Of course, my currency risk remains and currently I have not landed on a strategy for hedging it in a cost-effective and easy-to-use way.

I suppose the only concern I have at this point is whether my portfolio is “cheap enough” to earn me outsized returns over time. I wonder about my queasiness when looking at the uneven or declining earnings prospects of some of these companies and the way I let it influence my decision-making process and second-guess what should otherwise be a reliable model for picking a basket of companies that are likely to produce above-average returns over time. I question whether I might have eliminated one useful advantage (buying stuff that is just out and out cheap) by trying to add personal genius to it in thinking I could take in the “whole picture” better than my simple screen and thereby come up with an improved handicapping for some of my companies.
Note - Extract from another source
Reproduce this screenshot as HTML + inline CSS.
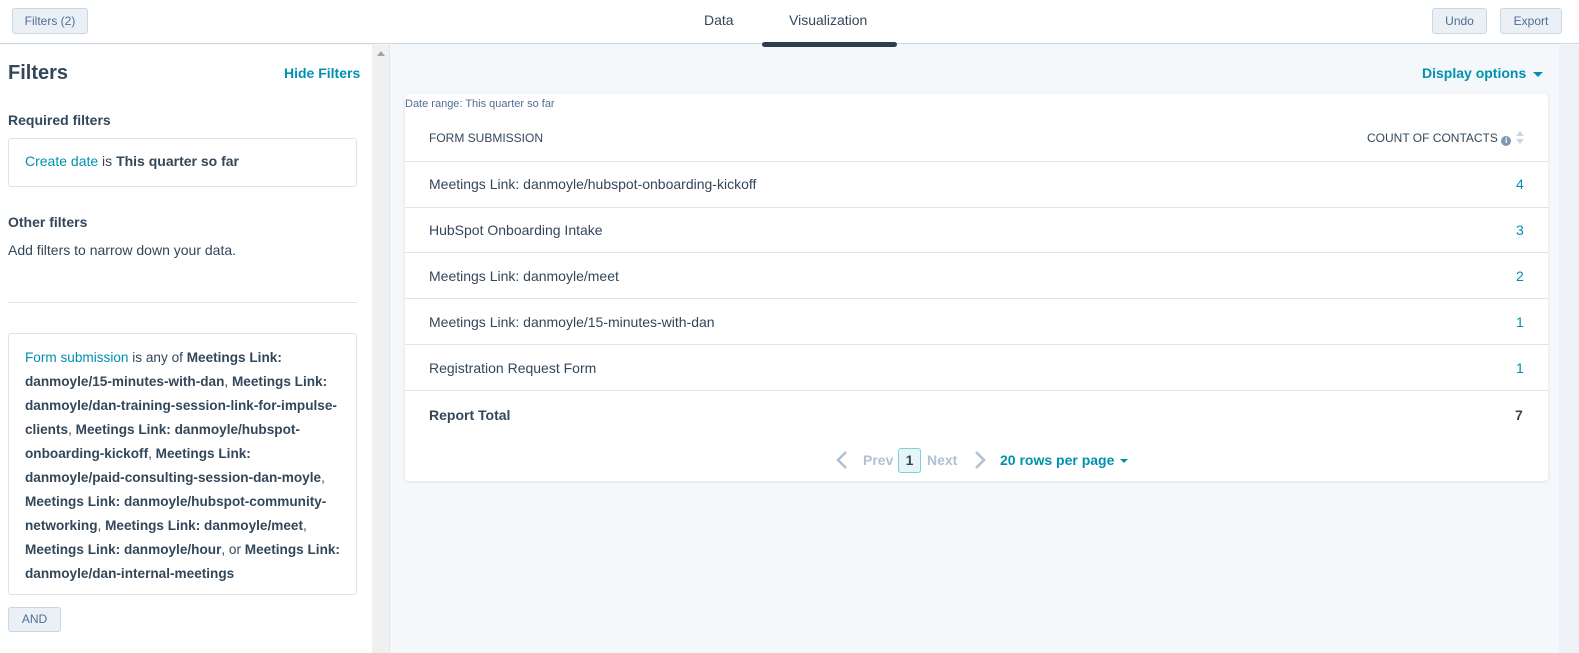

Considering that I don’t know Japanese and don’t know much about these companies outside of the statistical data I collected and an inquiry into the industry they operate in (which may be somewhat meaningless anyway in the mega-conglomerated, mega-diversified world of the Japanese corporate economy), it required great hubris, at a minimum, to think I even had cognizance of a “whole picture” on which to base an attempt at informed judgment.

But then, that’s the art of the leap of faith!